RMC: You wrote your dissertation on the fiction of Donald Barthelme. What kind of effect has his writing had on yours? There are some amusing similarities to be found in Figuring Ground and Barthelme’s interpolated novelette A Manual for Sons, I think.

RM: Donald Barthelme is definitely the writer who taught me the most about how to put one thought after another on paper, in reasonably unexpected ways. I teach his novel Snow White every three or four years and I’m always struck by how much I’ve stolen from him. And how grateful I am for having the kind of memory that enables me to reproduce, or at least approximate, his effects even while allowing me to forget entirely that they didn’t originate with me.

RMC: One detects an almost Wittgensteinian prudency with words in your poems; an exactness embalmed with a kind of comical sensuality. How important is it to get the words exactly right?

RM: Well, that’s the thing, isn’t it: getting the words exactly right. "Embalmed exactitude" is an interesting notion. But if Wittgenstein taught me anything it’s that saying and knowing are practically the same thing. I recall something John Searle said about language, following Wittgenstein: that we wouldn’t know how to fall in love unless we’d read about it beforehand.
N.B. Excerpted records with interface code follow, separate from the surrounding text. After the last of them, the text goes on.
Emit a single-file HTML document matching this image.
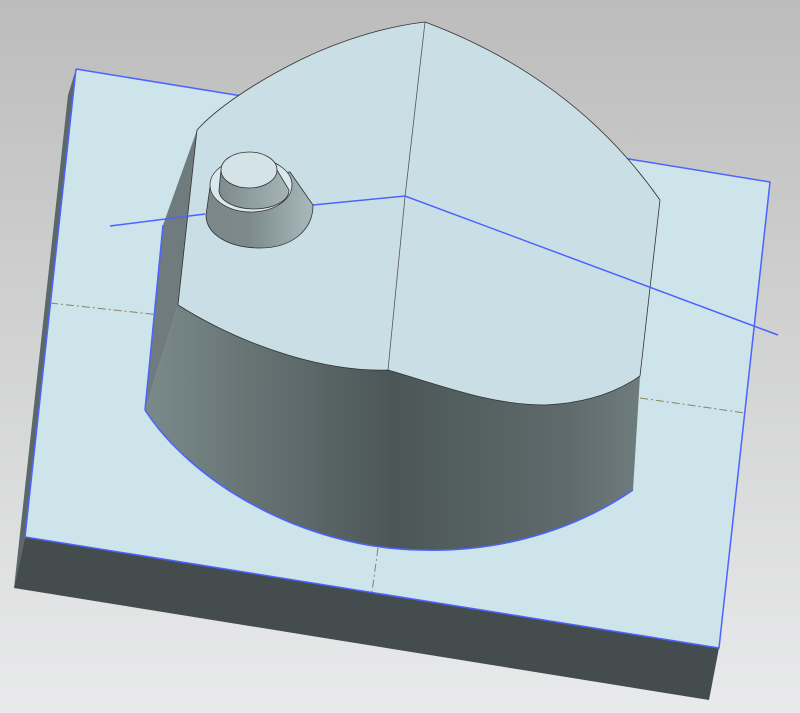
<!DOCTYPE html>
<html><head><style>html,body{margin:0;padding:0;width:800px;height:713px;overflow:hidden}</style></head>
<body>
<svg width="800" height="713" viewBox="0 0 800 713" xmlns="http://www.w3.org/2000/svg">
<defs>
<linearGradient id="bg" x1="0" y1="0" x2="0" y2="1"><stop offset="0" stop-color="#bcbcbc"/><stop offset="1" stop-color="#e9eaeb"/></linearGradient>
<linearGradient id="band" x1="0" y1="0" x2="1" y2="0"><stop offset="0" stop-color="#7a8a8a"/><stop offset="0.5" stop-color="#4c5657"/><stop offset="0.85" stop-color="#5e6a6b"/><stop offset="1" stop-color="#6f7c7d"/></linearGradient>
<linearGradient id="cone" x1="0" y1="0" x2="1" y2="0"><stop offset="0" stop-color="#7a8889"/><stop offset="0.4" stop-color="#7c8a8b"/><stop offset="1" stop-color="#a9b9bb"/></linearGradient>
<linearGradient id="cyl" x1="0" y1="0" x2="1" y2="0"><stop offset="0" stop-color="#7d8b8c"/><stop offset="1" stop-color="#a5b4b6"/></linearGradient>
</defs>
<rect width="800" height="713" fill="url(#bg)"/>
<polygon points="76,69 25,537 14,588 68,95" fill="#5c6767"/>
<polygon points="25,537 719,648 709,700 14,588" fill="#454c4d"/>
<polygon points="76,69 770,182 719,648 25,537" fill="#cde4eb"/>
<polyline points="76,69 770,182 719,648 25,537 76,69" fill="none" stroke="#4b63ff" stroke-width="1.5"/>
<g stroke="#8a8460" stroke-width="1" stroke-dasharray="8,3,2,3" fill="none">
<line x1="50" y1="303" x2="160" y2="315"/><line x1="640" y1="398" x2="745" y2="413"/><line x1="378" y1="548" x2="372" y2="592"/>
</g>
<path d="M178,305 C250,350 330,372 388,370 C440,385 490,405 545,405 C590,403 620,390 640,376 L633,490 C560,540 480,552 420,550 C300,548 190,480 145,410 Z" fill="url(#band)"/>
<path d="M145,410 C190,480 300,548 420,550 C480,552 560,540 633,490" fill="none" stroke="#4b63ff" stroke-width="1.5"/>
<polygon points="197,130 163,225 145,410 178,305" fill="#6f7b7c"/>
<path d="M197,130 C215,110 250,85 300,60 C345,38 390,26 425,22 C500,50 590,100 660,200 L640,376 C620,390 590,403 545,405 C490,405 440,385 388,370 C330,372 250,350 178,305 Z" fill="#c9dfe5" stroke="#333" stroke-width="0.8"/>
<polyline points="163,225 145,410" fill="none" stroke="#4b63ff" stroke-width="1.5"/>
<polyline points="425,22 405,197 388,370" fill="none" stroke="#555" stroke-width="0.8"/>
<g stroke="#4b63ff" stroke-width="1.5" fill="none">
<line x1="110" y1="226" x2="205" y2="214"/><polyline points="313,205 405,196 778,335"/>
</g>
<path d="M210,187 L206,215 C206,235 230,248 260,248 C292,248 313,230 313,205 L290,172 Z" fill="url(#cone)" stroke="#333" stroke-width="0.8"/>
<ellipse cx="251" cy="185" rx="41" ry="27" fill="#d9e8ec" stroke="#333" stroke-width="0.8"/>
<path d="M221,170 L219,190 C219,201 235,209 254,209 C273,209 289,201 289,190 L277,170 Z" fill="url(#cyl)" stroke="#333" stroke-width="0.8"/>
<ellipse cx="249" cy="170" rx="28" ry="18" fill="#d3e3e7" stroke="#333" stroke-width="0.8"/>
</svg>
</body></html>
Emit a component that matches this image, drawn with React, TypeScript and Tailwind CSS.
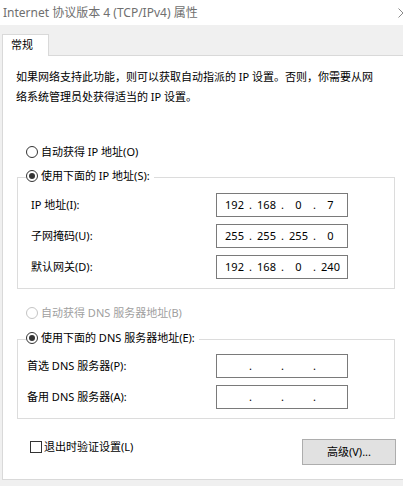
import React from "react";

const font = "font-['Noto_Sans','Noto_Sans_CJK_SC',sans-serif]";

function Radio({ checked, disabled, label }: { checked?: boolean; disabled?: boolean; label: string }) {
  return (
    <div className="flex items-center gap-[3px] leading-[20px]">
      <span
        className={`flex h-[12px] w-[12px] items-center justify-center rounded-full border bg-white ${
          disabled ? "border-[#c4c4c4]" : "border-[#333333]"
        }`}
      >
        {checked && <span className="h-[6px] w-[6px] rounded-full bg-[#333333]" />}
      </span>
      <span className={disabled ? "text-[#a0a0a0]" : "text-black"}>{label}</span>
    </div>
  );
}

function IpBox({ parts }: { parts: string[] }) {
  return (
    <div className="flex h-[24px] w-[132px] items-center border border-[#7a7a7a] bg-white pl-[5px]">
      {parts.map((p, i) => (
        <React.Fragment key={i}>
          <span className="w-[25px] text-center">{p}</span>
          {i < 3 && <span className="w-[7px] text-center">.</span>}
        </React.Fragment>
      ))}
    </div>
  );
}

function Row({ label, parts, labelWidth }: { label: string; parts: string[]; labelWidth: string }) {
  return (
    <div className="flex items-center">
      <span className={labelWidth}>{label}</span>
      <IpBox parts={parts} />
    </div>
  );
}

export default function App() {
  return (
    <div className={`flex h-[486px] w-[403px] flex-col overflow-hidden bg-[#f0f0f0] text-[11px] text-black ${font}`}>
      {/* title bar */}
      <div className="flex h-[25px] items-center justify-between bg-white pl-[3px]">
        <span className="text-[12px] text-[#6f6f6f]">Internet 协议版本 4 (TCP/IPv4) 属性</span>
        <svg width="10" height="10" viewBox="0 0 10 10" className="mr-[-5px]">
          <path d="M0.5 0.5 L9.5 9.5 M9.5 0.5 L0.5 9.5" stroke="#8a8a8a" strokeWidth="1" fill="none" />
        </svg>
      </div>

      {/* tab strip */}
      <div className="flex pl-[2px] pt-[9px]">
        <div className="relative z-10 -mb-px flex h-[22px] w-[47px] items-center border border-b-0 border-[#d9d9d9] bg-white pl-[8px]">
          常规
        </div>
      </div>

      {/* tab page */}
      <div className="mb-[6px] ml-[2px] flex flex-1 flex-col border border-r-0 border-[#d9d9d9] bg-white">
        <p className="ml-[13px] mt-[11px] leading-[20px]">
          如果网络支持此功能，则可以获取自动指派的 IP 设置。否则，你需要从网
          <br />
          络系统管理员处获得适当的 IP 设置。
        </p>

        <div className="ml-[23px] mt-[35px]">
          <Radio label="自动获得 IP 地址(O)" />
        </div>

        <fieldset className="ml-[14px] mt-[4px] w-[378px] border border-[#dcdcdc]">
          <legend className="ml-[8px] pb-[2px] pr-[4px]">
            <Radio checked label="使用下面的 IP 地址(S):" />
          </legend>
          <div className="flex flex-col gap-[7px] pb-[9px] pl-[13px] pt-[5px]">
            <Row labelWidth="w-[185px]" label="IP 地址(I):" parts={["192", "168", "0", "7"]} />
            <Row labelWidth="w-[185px]" label="子网掩码(U):" parts={["255", "255", "255", "0"]} />
            <Row labelWidth="w-[185px]" label="默认网关(D):" parts={["192", "168", "0", "240"]} />
          </div>
        </fieldset>

        <div className="ml-[23px] mt-[14px]">
          <Radio disabled label="自动获得 DNS 服务器地址(B)" />
        </div>

        <fieldset className="ml-[14px] mt-[5px] w-[378px] border border-[#dcdcdc]">
          <legend className="ml-[8px] pb-[2px] pr-[4px]">
            <Radio checked label="使用下面的 DNS 服务器地址(E):" />
          </legend>
          <div className="flex flex-col gap-[7px] pb-[9px] pl-[9px] pt-[4px]">
            <Row labelWidth="w-[189px]" label="首选 DNS 服务器(P):" parts={["", "", "", ""]} />
            <Row labelWidth="w-[189px]" label="备用 DNS 服务器(A):" parts={["", "", "", ""]} />
          </div>
        </fieldset>

        <div className="ml-[27px] mr-[7px] mt-[18px] flex items-start justify-between">
          <label className="flex items-center gap-[2px] leading-[20px]">
            <span className="h-[12px] w-[12px] border border-[#333333] bg-white" />
            退出时验证设置(L)
          </label>
          <button className="mt-[2px] h-[26px] w-[94px] border border-[#adadad] bg-[#e1e1e1] text-[11px]">
            高级(V)...
          </button>
        </div>
      </div>
    </div>
  );
}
If Searle and company are right—and I see no reason to disagree—the word takes on the function of a supreme source of creation; in the beginning is the word. As poets—as word beings struggling to unsay and say in the most meaningful, suggestive fashion possible, even while immured in the prison house of language—we have a special obligation, if only to ourselves, to get those words "exactly right."

RMC: A poem like “Dear Reader of the Future” is highly colloquial. How conscientious are you that your poems retain a spoken quality?

RM: Very. The challenge for me is always to make poems that establish a reasonably firm footing in the reader’s mind on first hearing. I suppose my interests in that regard are not that far removed from Wordsworth’s. The great trick, of course, is to manage, as it were, to fit a many-roomed mansion of significance inside a homely thatched hut. That said, and at the risk of belabouring the analogy of dwelling, I do subscribe to the truth of something Geoffrey Hill once said:  public toilets have a obligation to be accessible, poetry doesn’t.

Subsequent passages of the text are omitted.